Main Results and Discussion

The GC-IR Interface is engineered for high sensitivity to volatile species typically achieving detection in the low-nanogram range for capillary GC elutions. Direct insertion of the capillary into a small-volume, gold-coated lightpipe reduces transfer-line losses, minimizes band broadening, and preserves chromatographic resolution—critical when analyzing narrow peaks from high-efficiency columns.
Key performance metrics include capability to co-add up to seven scans at 8 cm−1 spectral resolution and to collect/process/display IR spectra and chromatograms in real time (sub-second throughput on adequate PC hardware). Measured peak-to-peak noise is reported below 1.0 × 10−4 Abs at 8 cm−1 resolution with a 4-second collection time (using KBr beamsplitter, MCT-A detector, lightpipe at 200 °C). These factors contribute to favorable signal-to-noise and reproducible detection of low-abundance components.
Hardware considerations such as robust temperature control to 325 °C, insulated transfer lines, and make-up gas management are highlighted as enablers for reliable, inert delivery of analytes into the optical cell. The smart detector design simplifies maintenance and reduces downtime for detector swaps.

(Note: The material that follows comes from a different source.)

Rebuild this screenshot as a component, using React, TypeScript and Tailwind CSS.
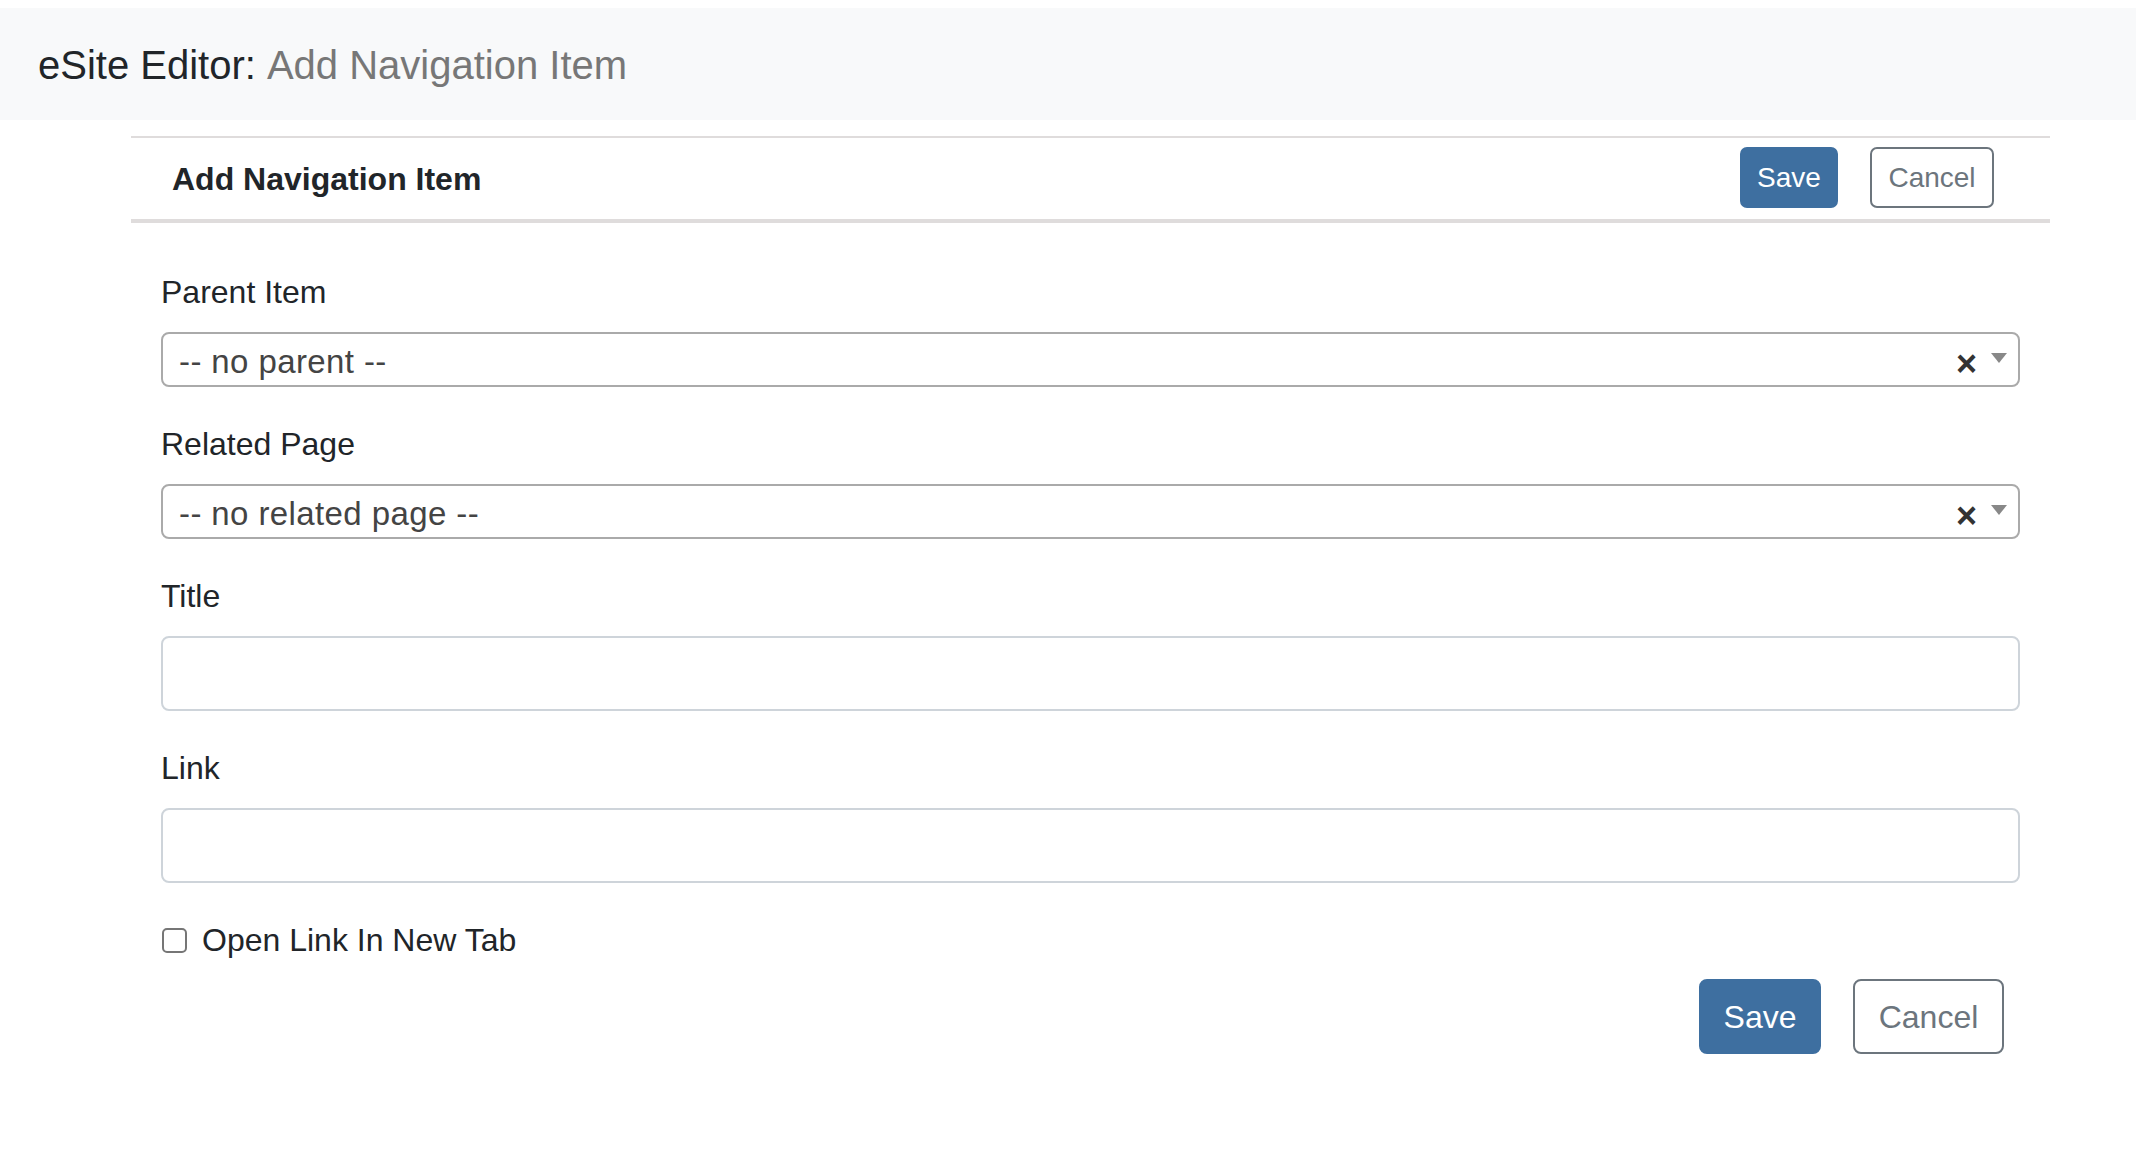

Benefits and Practical Applications

• Analytical scope: identification of solvents, reaction by-products, residual monomers, flavors/fragrances, hazardous volatiles, petrochemical fractions, and environmental contaminants.
• Complementary identification: FT-IR spectral information provides functional-group specific identification, useful when mass spectra are inconclusive or isomer discrimination is required.
• High sensitivity for small elution volumes: optimized lightpipe geometry and MCT detectors yield low-nanogram detectability suited to modern capillary GC separations.
• Workflow efficiency: OMNIC software integration centralizes GC control, IR data acquisition and processing, enabling rapid spectral extraction and library searching (including dedicated vapor-phase libraries).
• Reduced analyte degradation: direct column insertion and inert transfer reduce thermal and surface-induced artifacts compared with heated transfer lines or probe-based sampling.

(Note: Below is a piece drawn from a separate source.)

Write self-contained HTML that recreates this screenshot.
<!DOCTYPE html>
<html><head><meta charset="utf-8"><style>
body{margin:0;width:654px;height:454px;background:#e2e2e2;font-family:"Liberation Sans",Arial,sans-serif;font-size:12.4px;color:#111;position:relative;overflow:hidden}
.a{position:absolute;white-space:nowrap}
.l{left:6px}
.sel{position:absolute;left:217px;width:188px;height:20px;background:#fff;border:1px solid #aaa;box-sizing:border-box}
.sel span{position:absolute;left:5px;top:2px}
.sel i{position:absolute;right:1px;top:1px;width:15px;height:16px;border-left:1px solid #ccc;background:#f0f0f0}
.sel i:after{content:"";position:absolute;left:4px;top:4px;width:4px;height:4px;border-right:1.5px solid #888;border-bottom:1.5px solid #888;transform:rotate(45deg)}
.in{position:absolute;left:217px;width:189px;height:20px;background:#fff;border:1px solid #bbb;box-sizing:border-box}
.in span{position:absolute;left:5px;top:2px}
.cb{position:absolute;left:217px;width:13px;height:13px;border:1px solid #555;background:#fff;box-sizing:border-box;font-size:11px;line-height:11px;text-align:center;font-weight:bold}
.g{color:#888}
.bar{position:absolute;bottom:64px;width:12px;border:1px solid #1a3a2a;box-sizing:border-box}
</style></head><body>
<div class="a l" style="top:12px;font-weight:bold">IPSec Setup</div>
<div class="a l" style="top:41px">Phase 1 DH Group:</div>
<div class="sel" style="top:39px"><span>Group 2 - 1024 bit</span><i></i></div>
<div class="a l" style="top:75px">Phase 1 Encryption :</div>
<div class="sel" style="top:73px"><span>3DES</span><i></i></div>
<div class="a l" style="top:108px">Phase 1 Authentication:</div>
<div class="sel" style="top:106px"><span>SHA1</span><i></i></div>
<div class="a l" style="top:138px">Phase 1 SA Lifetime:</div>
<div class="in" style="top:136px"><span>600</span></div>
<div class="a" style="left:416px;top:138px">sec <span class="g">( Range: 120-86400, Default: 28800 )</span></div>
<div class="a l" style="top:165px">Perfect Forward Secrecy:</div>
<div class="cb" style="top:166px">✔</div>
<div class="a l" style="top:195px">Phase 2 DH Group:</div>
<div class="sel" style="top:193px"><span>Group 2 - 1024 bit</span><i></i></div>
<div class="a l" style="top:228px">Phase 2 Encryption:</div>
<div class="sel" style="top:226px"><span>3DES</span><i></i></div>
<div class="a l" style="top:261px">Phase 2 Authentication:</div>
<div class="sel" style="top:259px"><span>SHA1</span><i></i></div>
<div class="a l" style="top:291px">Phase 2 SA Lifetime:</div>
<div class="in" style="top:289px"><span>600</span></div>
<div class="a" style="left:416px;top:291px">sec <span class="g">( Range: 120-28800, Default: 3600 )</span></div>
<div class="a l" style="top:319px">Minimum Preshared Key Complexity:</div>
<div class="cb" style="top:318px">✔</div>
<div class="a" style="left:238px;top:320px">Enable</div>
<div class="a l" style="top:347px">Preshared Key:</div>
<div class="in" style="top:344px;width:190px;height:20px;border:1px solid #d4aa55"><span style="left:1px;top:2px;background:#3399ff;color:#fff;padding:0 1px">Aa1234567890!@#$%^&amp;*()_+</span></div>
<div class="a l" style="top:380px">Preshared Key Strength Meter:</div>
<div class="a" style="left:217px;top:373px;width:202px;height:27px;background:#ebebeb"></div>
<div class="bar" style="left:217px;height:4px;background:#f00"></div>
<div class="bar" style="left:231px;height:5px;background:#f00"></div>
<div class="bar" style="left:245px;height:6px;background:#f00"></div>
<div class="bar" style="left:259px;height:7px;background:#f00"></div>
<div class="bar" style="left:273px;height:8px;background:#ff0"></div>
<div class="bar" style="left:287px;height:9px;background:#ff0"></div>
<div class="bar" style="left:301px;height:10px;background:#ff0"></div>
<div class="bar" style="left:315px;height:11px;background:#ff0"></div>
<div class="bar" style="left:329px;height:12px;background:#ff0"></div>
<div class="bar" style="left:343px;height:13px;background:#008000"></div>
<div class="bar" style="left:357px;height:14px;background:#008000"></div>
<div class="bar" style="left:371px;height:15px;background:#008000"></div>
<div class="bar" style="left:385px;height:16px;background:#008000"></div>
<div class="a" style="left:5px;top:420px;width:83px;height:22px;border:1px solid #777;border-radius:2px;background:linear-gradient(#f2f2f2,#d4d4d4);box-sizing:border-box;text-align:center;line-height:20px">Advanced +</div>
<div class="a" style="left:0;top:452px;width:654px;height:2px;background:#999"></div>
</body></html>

Future Trends and Potential Applications

• Integration with advanced separation techniques such as comprehensive two-dimensional GC (GC×GC) to provide IR identification of complex, highly resolved chromatograms.
• Adoption of room-temperature mid-IR detectors or focal plane arrays to enable multiplexed detection, imaging, or faster spectral acquisition without cryogens.
• Improved automation and sample handling for higher throughput, including direct coupling to autosamplers and robotic workflows.
• Expanded and curated vapor-phase spectral libraries and AI-driven spectral deconvolution to enhance identification of coeluting species and trace components.
• Miniaturized or field-portable GC-IR solutions leveraging low-power optics for on-site environmental and forensic screening.

Conclusion

The Thermo Scientific GC-IR Interface for Nicolet FT-IR spectrometers represents a mature hyphenated solution for high-sensitivity vapor-phase identification. Its key strengths are direct column insertion to preserve chromatographic integrity, a small-volume gold-coated lightpipe for optimized absorbance, high-performance MCT detectors with smart interchangeability, and comprehensive software tools for real-time visualization and library-based identification. These features make the system well suited for laboratories requiring reliable functional-group-based confirmation of volatile and semi-volatile organics, particularly when mass spectrometry alone is insufficient.

References

• Thermo Fisher Scientific. Product brochure: GC-IR Interface for Nicolet FT-IR Spectrometers (PS50455_E, 04/08).
• Aldrich Vapor Phase Spectral Library, 8,654 spectra.
• EPA Vapor Phase Spectral Library, 3,300 spectra.
• Flavors and Fragrances Spectral Library, 667 spectra.
• Vapor Phase Hazardous Chemical Spectral Library, 304 spectra.